Es gibt verschiedene Arten von Kardians: Bettdecken, Teppiche,
Wandteppiche und Satteldecken. Sie sind farbenprächtig, geschmackvoll
und strapazierfähig. Bamdian ist die Schürze der tibetischen
Frauen. Das ist eine Art farbiger Pulu. Die Webtechniken ähneln
einander alle. Nur sind die Bamdians noch bunter und die Fäden
feiner als bei anderen Webwaren. Es gibt mehr als 20 Farbenkombinationen;
die Bamdians werden mit farbigen Querstreifen versehen. Sie sind
schön und bei den tibetischen Frauen sehr gefragt. An Fest-
und Feiertagen und bei Versammlungen tragen die Tibeterinnen ihre
schönsten Kleider und binden sich ein farbenprächtiges
Bamdian um. Die Bamdians junger Frauen sind farbenfreudig und
ihre Streifen sind schmal, während die Farben für ältere
Frauen gedeckter sind; dafür sind ihre Streifen vergleichsweise
breit. Unter den vielen Produktionsorten ist der Marktflecken
Jede sehr bekannt und wird als Heimat des Bamdians
bezeichnet. Pulu ist ein sehr bekanntes tibetisches Wollprodukt.

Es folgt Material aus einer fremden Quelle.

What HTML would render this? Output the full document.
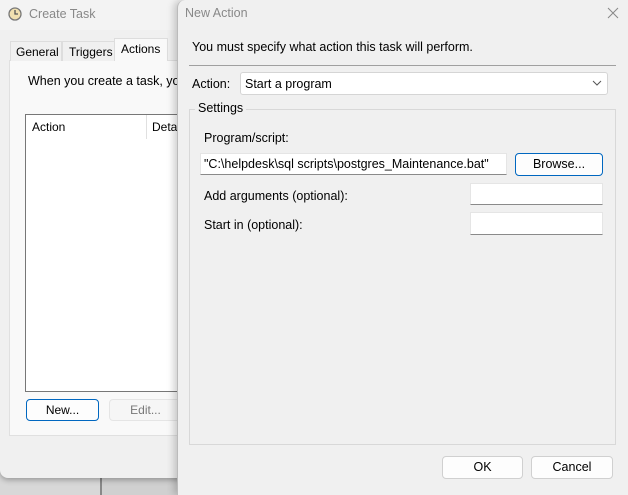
<!DOCTYPE html>
<html><head><style>
*{box-sizing:border-box;margin:0;padding:0}
body{width:628px;height:495px;overflow:hidden;background:#d8d8d8;font-family:"Liberation Sans",sans-serif;font-size:12px;color:#000;position:relative}
.a{position:absolute}
.btn{position:absolute;background:#fdfdfd;border:1px solid #d0d0d0;border-radius:4px;text-align:center;line-height:20px}
.inp{position:absolute;background:#fff;border:1px solid #e5e5e5;border-bottom:1px solid #8a8a8a}
</style></head><body>
<div class="a" style="left:100px;top:470px;width:80px;height:25px;background:#d0d0d0;border-left:2px solid #888"></div>
<div class="a" style="left:0;top:0;width:190px;height:478px;background:#f0f0f0;border-radius:0 0 8px 8px;box-shadow:0 2px 6px rgba(0,0,0,.3)"></div>
<div class="a" style="left:0;top:0;width:190px;height:30px;background:#f3f3f3"></div>
<svg class="a" style="left:8px;top:7px" width="14" height="14" viewBox="0 0 14 14"><circle cx="7" cy="7" r="6" fill="#f0e0b0" stroke="#777" stroke-width="1.3"/><path d="M7 3v4h3" stroke="#555" stroke-width="1.3" fill="none"/></svg>
<div class="a" style="left:29px;top:7px;color:#888;font-size:12.5px">Create Task</div>
<div class="a" style="left:9px;top:60px;width:175px;height:376px;background:#f9f9f9;border:1px solid #e0e0e0"></div>
<div class="a" style="left:10px;top:41px;width:52px;height:20px;border:1px solid #ddd;border-bottom:none;background:#f0f0f0;padding:3px 5px">General</div>
<div class="a" style="left:62px;top:41px;width:53px;height:20px;border:1px solid #ddd;border-bottom:none;background:#f0f0f0;padding:3px 6px">Triggers</div>
<div class="a" style="left:114px;top:38px;width:54px;height:23px;border:1px solid #ddd;border-bottom:none;background:#f9f9f9;padding:3px 6px">Actions</div>
<div class="a" style="left:28px;top:74px;font-size:12.5px;white-space:nowrap">When you create a task, you</div>
<div class="a" style="left:25px;top:114px;width:160px;height:278px;background:#fff;border:1px solid #777"></div>
<div class="a" style="left:146px;top:115px;width:1px;height:24px;background:#e0e0e0"></div>
<div class="a" style="left:32px;top:120px">Action</div>
<div class="a" style="left:152px;top:120px">Deta</div>
<div class="btn" style="left:26px;top:399px;width:73px;height:22px;border:1px solid #0067c0">New...</div>
<div class="btn" style="left:109px;top:399px;width:73px;height:22px;color:#777;background:#f6f6f6;border-color:#e5e5e5">Edit...</div>

<div class="a" style="left:177px;top:0;width:451px;height:495px;background:#f0f0f0;border-left:1px solid #bbb;border-radius:8px 0 0 0;box-shadow:-3px 0 8px rgba(0,0,0,.2)"></div>
<div class="a" style="left:185px;top:6px;color:#888;font-size:12.5px">New Action</div>
<svg class="a" style="left:607px;top:7px" width="12" height="12"><path d="M1 1l10 10M11 1L1 11" stroke="#888" stroke-width="1"/></svg>
<div class="a" style="left:192px;top:40px;font-size:12.5px">You must specify what action this task will perform.</div>
<div class="a" style="left:189px;top:65px;width:427px;height:1px;background:#a0a0a0"></div>
<div class="a" style="left:192px;top:77px;font-size:12.5px">Action:</div>
<div class="a" style="left:240px;top:72px;width:368px;height:23px;background:#fff;border:1px solid #d5d5d5;border-radius:3px;padding:4px 4px;font-size:12.5px">Start a program</div>
<svg class="a" style="left:592px;top:80px" width="10" height="6"><path d="M1 1l4 4 4-4" stroke="#555" fill="none"/></svg>
<div class="a" style="left:189px;top:109px;width:427px;height:336px;border:1px solid #d8d8d8"></div>
<div class="a" style="left:195px;top:101px;background:#f0f0f0;padding:0 3px;font-size:12.5px">Settings</div>
<div class="a" style="left:204px;top:131px;font-size:12.5px">Program/script:</div>
<div class="inp" style="left:200px;top:153px;width:307px;height:22px;padding:3px 3px;font-size:12.5px">"C:\helpdesk\sql scripts\postgres_Maintenance.bat"</div>
<div class="btn" style="left:515px;top:153px;width:88px;height:23px;border:1px solid #0067c0;font-size:12.5px">Browse...</div>
<div class="a" style="left:204px;top:189px;font-size:12.5px">Add arguments (optional):</div>
<div class="inp" style="left:470px;top:183px;width:133px;height:22px"></div>
<div class="a" style="left:204px;top:218px;font-size:12.5px">Start in (optional):</div>
<div class="inp" style="left:470px;top:212px;width:133px;height:23px"></div>
<div class="btn" style="left:442px;top:456px;width:81px;height:23px;font-size:12.5px">OK</div>
<div class="btn" style="left:531px;top:456px;width:82px;height:23px;font-size:12.5px">Cancel</div>
</body></html>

Das im Kreis Konggar fabrizierte Pulu ist schneeweiß und
hat seit alters her einen guten Namen überall in Tibet. Die
alte tibetische Lokalregierung machte aus der Fabrikation eine
Art von Frondienst. Die früher als Tribut an die Kaiser entrichteten
Pulus und die vom Dalai Lama und anderen hochrangigen Mönchen
getragenen Kleidungsstücke, Kasaya (eine Mönchskutte),
kamen meist aus diesem Kreis. Für die dort fabrizierten Pulus
gibt es verschiedene Qualitätsklassen. Die beste heißt
Garyang. Bei Pulus dieser Qualität wird mit Schafwolle am
Hals und zwischen Rippen gearbeitet, die sehr fein und weich ist.
Solche Pulus wurden als Tribut für den Kaiser hergestellt,
ebenso für Dalai Lamas und andere Regenten.